En la calle donde vivo hay un supermercado a apenas diez pasos del portal de mi edificio. Desde hace meses, cada vez que paso por allí casi siempre hay un hombre de mediana edad y algo corpulento sentado a las puertas de dicho supermercado, pidiendo dinero a las personas que entran y salen del establecimiento. En un principio, no le presté demasiada atención; desgraciadamente, no es la primera vez que veo a alguien que necesita recurrir a la caridad de otras personas para poder costearse sus necesidades básicas.
El detalle que me llamó la atención hace relativamente poco es el hecho de que ese hombre casi siempre está escribiendo en una pequeña libreta, con expresión de suma tranquilidad, ajeno a la multitud. Como tengo la irritante costumbre de buscar un sentido a todo cuanto percibo, no pude evitar reflexionar sobre este personaje. ¿Qué escribe? ¿Un simple diario del paso del tiempo o tal vez un proyecto más ambicioso? ¿O simplemente aquello que se le pasa por la cabeza en un momento dado?
Con todo, este hombre no parece demacrado, cansado, triste ni asustado. Simplemente está ahí, quieto e inexpresivo, excepto cuando escribe. Cuando escribe, su rostro es una máscara de armonía. Cuando escribe, nada más parece existir para él.

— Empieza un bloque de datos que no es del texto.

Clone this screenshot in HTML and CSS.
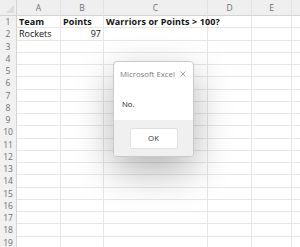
FILE: index.html
```html
<!DOCTYPE html>
<html lang="en">
<head>
    <meta charset="UTF-8">
    <title>Sheet</title>
    <link rel="stylesheet" href="styles.css">
</head>
<body>
    <div class="sheet">
        <div class="corner"><span class="tri"></span></div>
        <div class="col-head">A</div>
        <div class="col-head">B</div>
        <div class="col-head">C</div>
        <div class="col-head">D</div>
        <div class="col-head">E</div>
        <div class="col-head last"></div>

        <div class="row-head">1</div>
        <div class="cell bold">Team</div>
        <div class="cell bold">Points</div>
        <div class="cell bold">Warriors or Points &gt; 100?</div>
        <div class="cell"></div><div class="cell"></div><div class="cell last"></div>

        <div class="row-head">2</div>
        <div class="cell">Rockets</div>
        <div class="cell num">97</div>
        <div class="cell"></div><div class="cell"></div><div class="cell"></div><div class="cell last"></div>
    </div>

    <div class="dialog">
        <div class="dialog-title">
            <span>Microsoft Excel</span>
            <svg class="close" width="6" height="6" viewBox="0 0 6 6">
                <path d="M0.5 0.5 L5.5 5.5 M5.5 0.5 L0.5 5.5" stroke="#8a8a8a" stroke-width="0.8" fill="none"/>
            </svg>
        </div>
        <div class="dialog-body">No.</div>
        <div class="dialog-foot">
            <button class="ok-btn">OK</button>
        </div>
    </div>

    <script>
        // fill remaining empty rows 3..19
        const sheet = document.querySelector('.sheet');
        for (let r = 3; r <= 19; r++) {
            let html = '<div class="row-head">' + r + '</div>';
            for (let c = 0; c < 6; c++) {
                html += '<div class="cell' + (c === 5 ? ' last' : '') + '"></div>';
            }
            sheet.insertAdjacentHTML('beforeend', html);
        }
    </script>
</body>
</html>
```

FILE: styles.css
```css
body {
    margin: 0;
    background: #ffffff;
    font-family: "Open Sans", "Noto Sans", Arial, sans-serif;
    overflow: hidden;
    position: relative;
    width: 300px;
    height: 247px;
}

.sheet {
    display: grid;
    grid-template-columns: 17px 44px 43px 104px 44px 40px 20px;
    grid-template-rows: 16px repeat(19, 12.25px);
}

.corner {
    background: #efefef;
    border-bottom: 1px solid #d4d4d4;
    border-right: 1px solid #d4d4d4;
    position: relative;
}

.corner .tri {
    position: absolute;
    right: 2px;
    bottom: 2px;
    width: 0;
    height: 0;
    border-left: 8px solid transparent;
    border-bottom: 8px solid #dcdcdc;
}

.col-head {
    background: #efefef;
    border-bottom: 1px solid #d4d4d4;
    border-right: 1px solid #e2e2e2;
    color: #707070;
    font-size: 8.5px;
    text-align: center;
    line-height: 16px;
    box-sizing: border-box;
}

.row-head {
    background: #f1f1f1;
    border-right: 1px solid #d4d4d4;
    color: #707070;
    font-size: 8.5px;
    text-align: center;
    line-height: 12.5px;
}

.cell {
    border-right: 1px solid #e6e6e6;
    border-bottom: 1px solid #e6e6e6;
    box-sizing: border-box;
    font-size: 9px;
    color: #111;
    line-height: 12px;
    padding-left: 2px;
    white-space: nowrap;
}

.cell.last,
.col-head.last {
    border-right: none;
}

.bold {
    font-weight: bold;
    letter-spacing: 0.1px;
}

.num {
    text-align: right;
    padding-right: 2px;
}

.dialog {
    position: absolute;
    left: 113px;
    top: 61px;
    width: 81px;
    height: 96px;
    background: #fff;
    border: 1px solid #c9c9c9;
    border-radius: 4px;
    box-shadow: 0 14px 38px rgba(0, 0, 0, 0.3);
    display: flex;
    flex-direction: column;
    overflow: hidden;
    box-sizing: border-box;
}

.dialog-title {
    display: flex;
    justify-content: space-between;
    align-items: center;
    padding: 4px 7px 0 6px;
    height: 16px;
    font-size: 7.8px;
    color: #7a7a7a;
}

.dialog-body {
    flex: 1;
    font-size: 7.8px;
    color: #222;
    padding: 17px 0 0 8px;
}

.dialog-foot {
    background: #f0f0f0;
    height: 36px;
    display: flex;
    justify-content: center;
    align-items: center;
}

.ok-btn {
    width: 48px;
    height: 21px;
    background: #fff;
    border: 1px solid #e0e0e0;
    border-radius: 2px;
    font-family: inherit;
    font-size: 7.8px;
    color: #333;
    padding: 0;
}
```
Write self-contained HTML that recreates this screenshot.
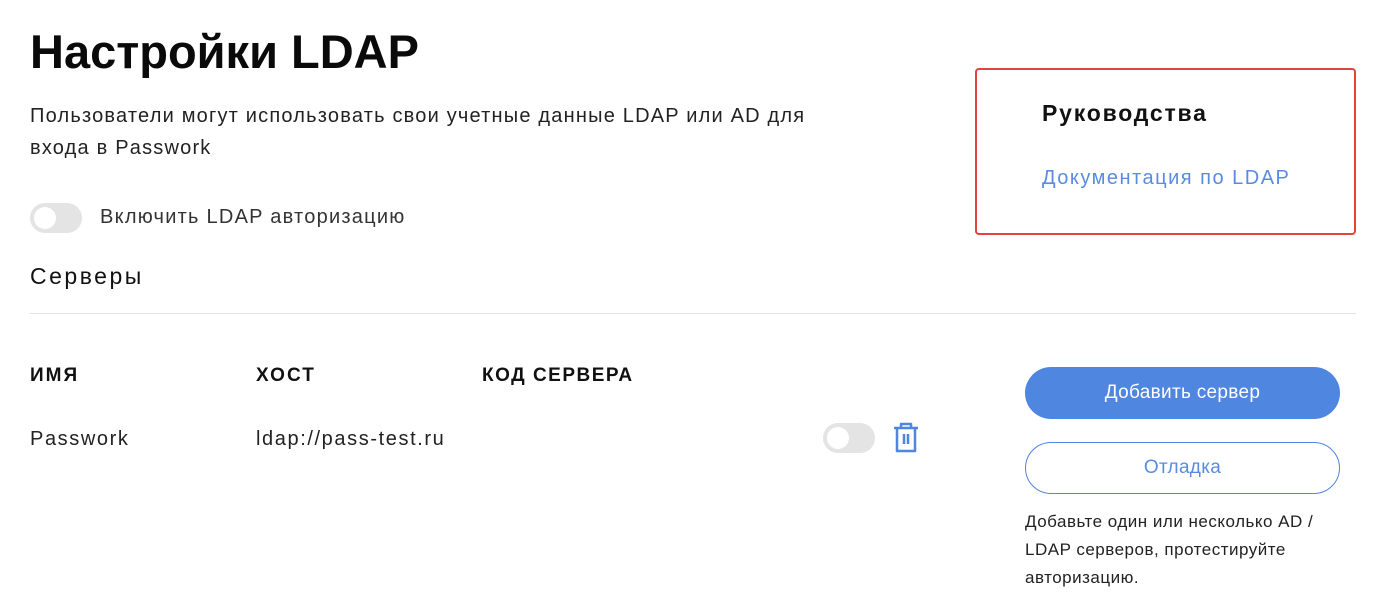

No soy de inmiscuirme en los asuntos ajenos, sobre todo cuando se trata de algo tan íntimo como la composición literaria; el ser humano tampoco ha sido nunca mi animal preferido. Sin embargo, la presencia de ese hombre suscita mi curiosidad cada día. Sean cuales sean mis idiosincrasias personales con respecto a la especie humana, nadie puede negar que ésta es fascinante. Cada vez que paso por ese supermercado y veo a ese hombre inmerso en los trazos del bolígrafo sobre el papel, no puedo dejar de preguntarme qué escribe y, por frívola que sea la siguiente pregunta, por qué escribe. Tal vez sea solo por afición, tal vez solo necesite huir de la monotonía mediante la escritura; pero mi imaginación me exige plantearme el asunto de otra manera.
Tal vez escriba por necesidad. No hablo de la necesidad de vender lo que escribe para vivir de ello como si de un trabajo más se tratase. Me refiero a necesidad, en sentido mayúsculo, cuando escribir va más allá del placer y se convierte en parte intrínseca de ti, de todo cuanto eres. Escribir para que en tu corazón no haya un hueco que transforme tu vida en el más descomunal e insufrible de los sinsentidos. Escribir para evitar que tu alma quede inerme ante el mundo. Escribir por amor, ni más ni menos.
Tal vez entre las páginas de su libreta aniden ideas y composiciones prosaicas capaces de conmover a otras personas. No puede descartarse la posibilidad de que ese hombre sea un artista en potencia. Puede que mantener una conversación con él sea un placer excelso como el que más.
Ignoro si es un vagabundo o si, por el contrario, posee vivienda propia pero prefiere pasar las horas en un lugar concurrido para observar a la gente. Como ya he dicho, su aspecto no es desmejorado. Ignoro su pasado y su nombre, y prefiero que siga siendo así. Para mí es, sencillamente, el hombre que escribe, y su mera presencia construye castillos en mi cabeza.
Y sí: la imaginación no atiende a razones. Tal vez todo lo que he mencionado y todo lo que no me siento capaz de mencionar no es más que eso: imaginación. O tal vez no. Lo que sí sé con seguridad es que, sea cual sea la auténtica realidad, estos breves y mediocres párrafos le quedan extremadamente pequeños al hombre que escribe, personaje del cual espero escribir mucho más extensa y elaboradamente en un futuro, ya sea para mí mismo o para compartirlo con los demás, y cuando posea la capacidad para ello.
Mientras, el hombre que escribe sigue escribiendo, trazando los pilares de la imaginación de un loco como yo, tal vez soñando y esperando. Tal vez, simplemente, escribiendo.